定年コート
           
近頃の定年退職者が、よく着ている短いコートを揶揄して定年コートって失礼な呼び方がありますね。
でも、あれは便利。
長いコートは裾にまとわりつきますが、短いと軽快ですよ。
実はボクも愛用しています。
     
ところで、定年退職って、英語風に言うとリタイア。
欧米では、待ちこがれて、いざ退職ってことになると友人達が集まって盛大にお祝いをするそうですが、日本では、なんとも陰気な雰囲気がありますねぇ。
社会から、もう役に立たなくなったと宣言された風のね。
     
今風に言うリタイアは江戸時代から、大正のころまでは、隠居って呼ばれましたねぇ。
仕事を息子に譲って、のんびりと盆栽でもいじって気ままに暮らす。
いいですなぁ。晩年はあれでなくっちゃ。
         
隠居でも生臭いのは、根岸あたりに常磐津の師匠でも囲ってなんて人もあったようだけど。
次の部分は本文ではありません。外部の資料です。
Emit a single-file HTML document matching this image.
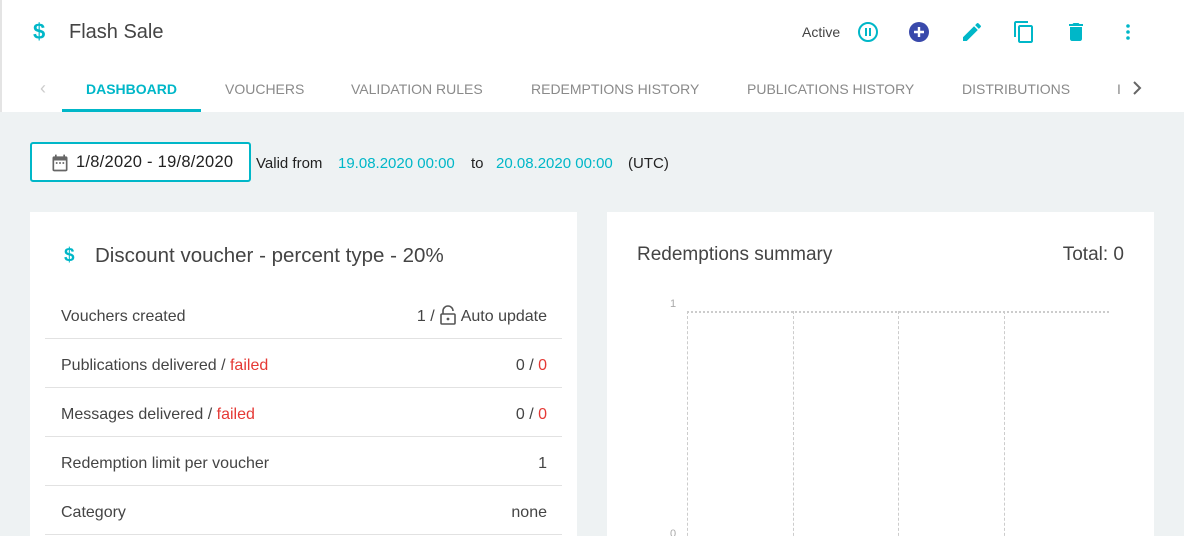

もっと、凄いのになると院政をしいた後醍醐さんとか、ケ小平さんみたいに生臭い人もいたけど、毛沢東みたいに隠居も院政もしないで、出しゃばるのはよくないですねぇ。
秀吉も、先人の知恵にならって隠居しておけば権力亡者になって、老害をまき散らすこともなかったでしょうにね。
     
家康は賢いから、さっさと隠居しましたねぇ。しかも、江戸から離れて駿河に行きましたね。
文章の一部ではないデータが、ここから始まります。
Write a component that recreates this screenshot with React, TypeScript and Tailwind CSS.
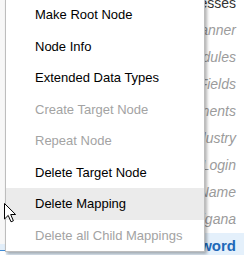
const menuItems = [
  { label: "Make Root Node", disabled: false },
  { label: "Node Info", disabled: false },
  { label: "Extended Data Types", disabled: false },
  { label: "Create Target Node", disabled: true },
  { label: "Repeat Node", disabled: true },
  { label: "Delete Target Node", disabled: false },
  { label: "Delete Mapping", disabled: false, active: true },
  { label: "Delete all Child Mappings", disabled: true },
];

const pageRows = [
  { label: "Business Processes", kind: "plain" },
  { label: "Planner", kind: "hint" },
  { label: "Modules", kind: "hint" },
  { label: "Custom Fields", kind: "hint" },
  { label: "Departments", kind: "hint" },
  { label: "Industry", kind: "hint" },
  { label: "Login", kind: "hint" },
  { label: "User Name", kind: "hint" },
  { label: "Vigana", kind: "hint" },
  { label: "New Password", kind: "selected" },
];

function Cursor() {
  return (
    <svg
      className="absolute left-[3px] top-[202px]"
      width="14"
      height="22"
      viewBox="0 0 14 22"
    >
      <path
        d="M1.5 1.5 L1.5 17 L5.2 13.4 L8 19.8 L10.4 18.8 L7.7 12.5 L12.6 12.5 Z"
        fill="#fff"
        stroke="#000"
        strokeWidth="1"
        strokeLinejoin="miter"
      />
    </svg>
  );
}

export default function App() {
  return (
    <div className="relative flex w-[244px] h-[255px] overflow-hidden bg-white font-['Liberation_Sans',Arial,sans-serif]">
      {/* left tree strip */}
      <div className="flex w-[6px] shrink-0 flex-col bg-[#f7f7f7]">
        <div className="flex-1" />
        <div className="h-[6px] bg-[#e2eef9]" />
        <div className="h-px bg-[#3f8bd6]" />
        <div className="h-[4px] bg-white" />
      </div>

      {/* page behind the menu */}
      <div className="-mt-[10px] flex flex-1 flex-col">
        {pageRows.map((row) => (
          <div
            key={row.label}
            className={
              "flex h-[27px] shrink-0 items-center justify-end pr-[8px] " +
              (row.kind === "selected" ? "bg-[#e4f0fb]" : "")
            }
          >
            {row.kind === "plain" && (
              <span className="text-[14px] text-[#333]">{row.label}</span>
            )}
            {row.kind === "hint" && (
              <span className="text-[14px] italic text-[#9b9b9b]">{row.label}</span>
            )}
            {row.kind === "selected" && (
              <span className="text-[15px] font-bold text-[#2068b8]">{row.label}</span>
            )}
          </div>
        ))}
      </div>

      {/* context menu */}
      <div className="absolute left-[5px] top-[-2px] w-[200px] border border-[#bdbdbd] bg-white shadow-[2px_2px_3px_rgba(0,0,0,0.3)]">
        {menuItems.map((item) => (
          <div
            key={item.label}
            className={
              "flex h-[31.5px] items-center pl-[29px] text-[13px] " +
              (item.disabled ? "text-[#a3a3a3] " : "text-black ") +
              (item.active ? "bg-[#ebebeb]" : "")
            }
          >
            {item.label}
          </div>
        ))}
      </div>

      <Cursor />
    </div>
  );
}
江戸にいるとどうしても、日常のルーティンな用務に忙殺されますから、これから離れようとしたんでしょうね。
外にいて、たっぷり時間がある状態ですと、二代将軍秀忠にも冷静な、いいアドバイスができたんでしょうね。
年を取ると少々知恵も出来ますが、何時までも多忙のなかにいると、下手すると、世間から遅れたただの頑迷固陋になってしまいます。
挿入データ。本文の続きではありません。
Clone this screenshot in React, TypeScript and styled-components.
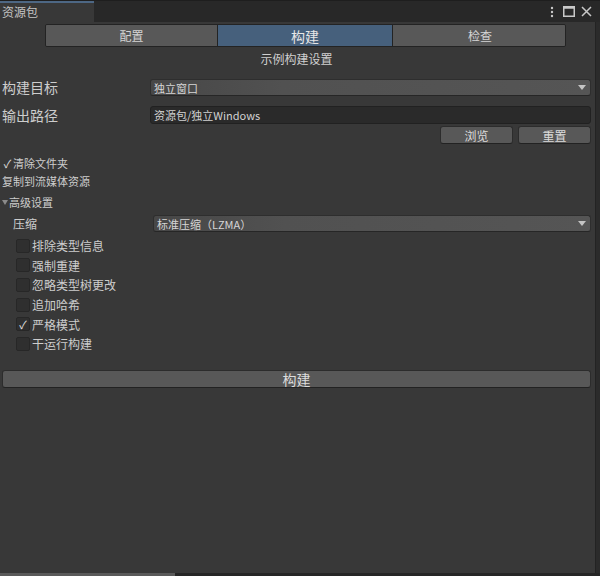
import React from "react";
import styled, { createGlobalStyle } from "styled-components";

const Global = createGlobalStyle`
  html, body { margin: 0; padding: 0; background: #383838; }
  body { font-family: "Noto Sans CJK SC", "Noto Sans", sans-serif; color: #c8c8c8; }
  * { box-sizing: border-box; }
`;

const Window = styled.div`
  width: 600px;
  height: 576px;
  display: flex;
  flex-direction: column;
  background: #383838;
  overflow: hidden;
`;

const TabBar = styled.div`
  height: 22px;
  display: flex;
  align-items: stretch;
  background: #282828;
  border-top: 1px solid #1e1e1e;
`;

const Tab = styled.div`
  width: 94px;
  background: #383838;
  border-top: 2px solid #4d6784;
  font-size: 12px;
  line-height: 18px;
  padding-left: 2px;
  color: #c4c4c4;
`;

const Spacer = styled.div`
  flex: 1;
`;

const HeaderIcons = styled.div`
  display: flex;
  align-items: center;
  gap: 6px;
  padding-right: 8px;
  color: #c8c8c8;
`;

const KebabSlot = styled.span`
  display: inline-flex;
  margin-right: 3px;
`;

const Main = styled.div`
  flex: 1;
  display: flex;
`;

const Content = styled.div`
  flex: 1;
  display: flex;
  flex-direction: column;
  padding: 0 4px 0 2px;
`;

const RightStrip = styled.div`
  width: 5px;
  background: #2b2b2b;
  border-left: 1px solid #232323;
`;

const BottomBar = styled.div`
  height: 3px;
  display: flex;
  background: #262626;
`;

const BottomThumb = styled.div`
  width: 175px;
  background: #5a5a5a;
`;

const Toolbar = styled.div`
  margin: 2px 0 0 43px;
  width: 521px;
  height: 23px;
  display: flex;
  border: 1px solid #232323;
  border-radius: 2px;
  overflow: hidden;
`;

const ToolButton = styled.div<{ $active?: boolean; $width: number }>`
  flex: 0 0 ${(p) => p.$width}px;
  display: flex;
  align-items: center;
  justify-content: center;
  background: ${(p) => (p.$active ? "#46607c" : "#585858")};
  border-left: 1px solid #232323;
  color: ${(p) => (p.$active ? "#e6e6e6" : "#d4d4d4")};
  font-size: ${(p) => (p.$active ? "14px" : "12px")};
  &:first-child { border-left: none; }
`;

const Subtitle = styled.div`
  height: 22px;
  display: flex;
  align-items: center;
  justify-content: center;
  font-size: 12px;
  color: #cfcfcf;
`;

const FieldRow = styled.div<{ $top: number; $labelWidth?: number; $indent?: number }>`
  margin-top: ${(p) => p.$top}px;
  height: 17px;
  display: grid;
  grid-template-columns: ${(p) => p.$labelWidth ?? 148}px 1fr;
  padding-left: ${(p) => p.$indent ?? 0}px;
  align-items: center;
`;

const BigLabel = styled.div`
  font-size: 14px;
  line-height: 17px;
  color: #cdcdcd;
`;

const SmallLabel = styled.div`
  font-size: 12px;
  line-height: 17px;
  color: #cdcdcd;
`;

const Dropdown = styled.div`
  height: 17px;
  background: linear-gradient(90deg, #474747 0%, #515151 30%, #555555 100%);
  border: 1px solid #2e2e2e;
  border-bottom-color: #262626;
  border-radius: 3px;
  display: flex;
  align-items: center;
  padding: 0 4px 0 3px;
  font-size: 11px;
  color: #d6d6d6;
`;

const DropText = styled.span`
  flex: 1;
`;

const Arrow = styled.span`
  width: 0;
  height: 0;
  border-left: 4px solid transparent;
  border-right: 4px solid transparent;
  border-top: 5px solid #c4c4c4;
`;

const TextField = styled.div`
  height: 18px;
  background: #2a2a2a;
  border: 1px solid #212121;
  border-radius: 3px;
  display: flex;
  align-items: center;
  padding-left: 3px;
  font-size: 11px;
  color: #d2d2d2;
`;

const ButtonRow = styled.div`
  margin-top: 3px;
  height: 17px;
  display: flex;
  justify-content: flex-end;
  gap: 5px;
`;

const Button = styled.div<{ $width?: number; $size?: number }>`
  width: ${(p) => (p.$width ? `${p.$width}px` : "auto")};
  flex: ${(p) => (p.$width ? "none" : "1")};
  height: 18px;
  background: #585858;
  border: 1px solid #2c2c2c;
  border-bottom-color: #222;
  border-radius: 3px;
  display: flex;
  align-items: center;
  justify-content: center;
  font-size: ${(p) => p.$size ?? 12}px;
  color: #dcdcdc;
`;

const TextLine = styled.div<{ $top: number; $indent?: number }>`
  margin-top: ${(p) => p.$top}px;
  height: 18px;
  display: flex;
  align-items: center;
  padding-left: ${(p) => p.$indent ?? 0}px;
  font-size: 11px;
  color: #cdcdcd;
`;

const Tick = styled.span`
  font-size: 11px;
  color: #e0e0e0;
  width: 11px;
  display: inline-flex;
  justify-content: center;
`;

const Fold = styled.span`
  width: 0;
  height: 0;
  border-left: 3.5px solid transparent;
  border-right: 3.5px solid transparent;
  border-top: 5px solid #8a8a8a;
  margin-right: 1px;
`;

const CheckList = styled.div`
  margin-top: 4px;
  display: flex;
  flex-direction: column;
  padding-left: 14px;
`;

const CheckRow = styled.div`
  height: 19.6px;
  display: flex;
  align-items: center;
  gap: 2px;
  font-size: 12px;
  color: #cdcdcd;
`;

const Box = styled.span`
  width: 14px;
  height: 14px;
  background: #2f2f2f;
  border: 1px solid #272727;
  border-radius: 2px;
  display: inline-flex;
  align-items: center;
  justify-content: center;
  color: #e4e4e4;
  font-size: 11px;
`;

const BuildWrap = styled.div`
  margin-top: 16px;
  display: flex;
`;

const Kebab = () => (
  <svg width="4" height="12" viewBox="0 0 4 12">
    <circle cx="2" cy="2" r="1.2" fill="#c8c8c8" />
    <circle cx="2" cy="6" r="1.2" fill="#c8c8c8" />
    <circle cx="2" cy="10" r="1.2" fill="#c8c8c8" />
  </svg>
);

const MaxIcon = () => (
  <svg width="12" height="11" viewBox="0 0 12 11">
    <rect x="0.75" y="0.75" width="10.5" height="9.5" fill="none" stroke="#c8c8c8" strokeWidth="1.5" />
    <rect x="0.75" y="0.75" width="10.5" height="2" fill="#c8c8c8" />
  </svg>
);

const CloseIcon = () => (
  <svg width="11" height="11" viewBox="0 0 11 11">
    <path d="M1 1 L10 10 M10 1 L1 10" stroke="#c8c8c8" strokeWidth="1.5" />
  </svg>
);

const options = [
  { label: "排除类型信息", checked: false },
  { label: "强制重建", checked: false },
  { label: "忽略类型树更改", checked: false },
  { label: "追加哈希", checked: false },
  { label: "严格模式", checked: true },
  { label: "干运行构建", checked: false },
];

export default function App() {
  return (
    <>
      <Global />
      <Window>
        <TabBar>
          <Tab>资源包</Tab>
          <Spacer />
          <HeaderIcons>
            <KebabSlot>
              <Kebab />
            </KebabSlot>
            <MaxIcon />
            <CloseIcon />
          </HeaderIcons>
        </TabBar>
        <Main>
          <Content>
            <Toolbar>
              <ToolButton $width={171}>配置</ToolButton>
              <ToolButton $width={175} $active>构建</ToolButton>
              <ToolButton $width={175}>检查</ToolButton>
            </Toolbar>
            <Subtitle>示例构建设置</Subtitle>
            <FieldRow $top={10}>
              <BigLabel>构建目标</BigLabel>
              <Dropdown>
                <DropText>独立窗口</DropText>
                <Arrow />
              </Dropdown>
            </FieldRow>
            <FieldRow $top={10}>
              <BigLabel>输出路径</BigLabel>
              <TextField>资源包/独立Windows</TextField>
            </FieldRow>
            <ButtonRow>
              <Button $width={73}>浏览</Button>
              <Button $width={73}>重置</Button>
            </ButtonRow>
            <TextLine $top={11}>
              <Tick>✓</Tick>清除文件夹
            </TextLine>
            <TextLine $top={0}>复制到流媒体资源</TextLine>
            <TextLine $top={3}>
              <Fold />高级设置
            </TextLine>
            <FieldRow $top={4} $labelWidth={140} $indent={11}>
              <SmallLabel>压缩</SmallLabel>
              <Dropdown>
                <DropText>标准压缩（LZMA）</DropText>
                <Arrow />
              </Dropdown>
            </FieldRow>
            <CheckList>
              {options.map((o) => (
                <CheckRow key={o.label}>
                  <Box>{o.checked ? "✓" : ""}</Box>
                  {o.label}
                </CheckRow>
              ))}
            </CheckList>
            <BuildWrap>
              <Button $size={14}>构建</Button>
            </BuildWrap>
          </Content>
          <RightStrip />
        </Main>
        <BottomBar>
          <BottomThumb />
        </BottomBar>
      </Window>
    </>
  );
}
江戸時代って、鎖国していたし、経済も社会も全く動かなかったように思えるけど、それはそれなりに変遷していたそうですしね。
           
だから、忙殺されている老人には世の中の変化が見えてきませんから、何時までも頑張っていると、よほど英知にあふれた人でも時代から取り残されてしまうことになったらしい。
少し離れて世の中を見る隠居って、知恵なんですね。
         
定年コートでも着て、桜見物、美術館めぐりもいいではないですか。